In the case of Paunaka, the language remained a means of communication in the private domain due to the missionaries’ practice in this particular region of Bolivia, the so-called Chiquitanía, to settle people in different parcialidades according to their ethnic identity. The Paunaka were numerous in the mission town of Concepción, with approximately 11% of the total population. Nevertheless, the general language of the mission as well as of most other missions in the Chiquitanía was Chiquitano (called Bésɨro today).
After the Jesuits' expulsion in 1767, many people left the missions and settled in the surrounding areas. The Paunaka settled north and west of Concepción, where they lived peacefully together with Napeka and people of other ethnic groups.
But in the first half of the 20th century, their equilibrium was again massively disturbed. The rubber boom brought many white people into the region. Paunaka people were employed in the construction of a road leading to the rubber plantations, where they suffered hunger. Rich Bolivians appropriated land to build big farms and haciendas with the help of indigenous people. They “paid” in goods in advance and by doing so, they soon established a system of debt labour to exploit the indigenous workers. Paunaka people lived on the farms together with speakers of other languages.
María Supepí Yabeta (L) María Cuasase (R). Photo: Federico Villalta
Today’s Paunaka speakers can all trace their history to a farm called Altavista which still exists, but nowadays houses a centre for the study of the tropical dry forest. Although the Paunaka were the most numerous group there, speakers of Bésɨro were socially dominant and their language was considered superior. As a consequence, many Paunaka learned Bésɨro in addition to their maternal language and Spanish. In the 1940s, school education for indigenous children was established at the farm, and the teacher forbade the children to speak indigenous languages at all.
In the 1950s, the Bolivian agrarian reform prohibited exploitation of indigenous people by debt labour. As a consequence, the Paunaka people left the farms and founded two villages. Others went to try their luck in the bigger cities. The dispersal of people accelerated the loss of Paunaka.

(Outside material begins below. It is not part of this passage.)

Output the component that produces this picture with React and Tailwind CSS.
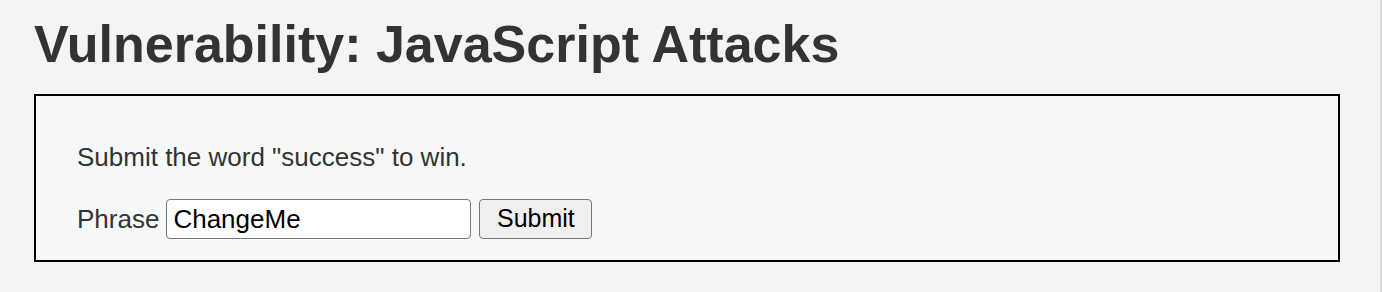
import React from 'react';

const App = () => {
  return (
    <div className="flex min-h-[292px] w-full bg-[#f4f4f4]" style={{ fontFamily: '"Liberation Sans", Arial, sans-serif' }}>
      <div className="flex-1 pl-[34px] pr-[40px]">
        <h1 className="pt-[12px] text-[52px] font-bold leading-[64px] text-[#333]">Vulnerability: JavaScript Attacks</h1>
        <div className="mt-[18px] h-[168px] border-2 border-black bg-[#f7f9f8] px-[41px] pt-[46px]">
          <p className="text-[26px] leading-[30px] text-[#333]">Submit the word "success" to win.</p>
          <form className="mt-[27px] flex items-center" onSubmit={(e) => e.preventDefault()}>
            <label className="mr-[7px] text-[26px] leading-[30px] text-[#333]">Phrase</label>
            <input
              type="text"
              defaultValue="ChangeMe"
              className="h-[40px] w-[305px] rounded-[4px] border border-[#767676] bg-white px-[6px] text-[26px] text-black outline-none"
            />
            <button className="ml-[8px] h-[40px] w-[113px] rounded-[4px] border border-[#767676] bg-[#efefef] text-[25px] text-black">
              Submit
            </button>
          </form>
        </div>
      </div>
      <div className="w-[2px] bg-[#dcdcdc]" />
    </div>
  );
};

export default App;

Nowadays, all people in the villages speak Spanish, some speak Bésɨro, and only a handful of elders still speak Paunaka. Paunaka is not one of the 36 officially recognized languages in the Bolivian Constitution, and all revitalization efforts from official side in the region focus on Bésɨro, while Paunaka is ignored. The general knowledge about the language is low, and as part of the larger Chiquitano ethnic group, the Paunaka are not acknowledged as having a completely distinct language.
Given these circumstances, it is extraordinary that the Paunaka language has survived until the 21st century. We admire the 11 people who resist the strong pressure against their language and continue to speak it, even if occasions for communication in Paunaka are growing ever rarer.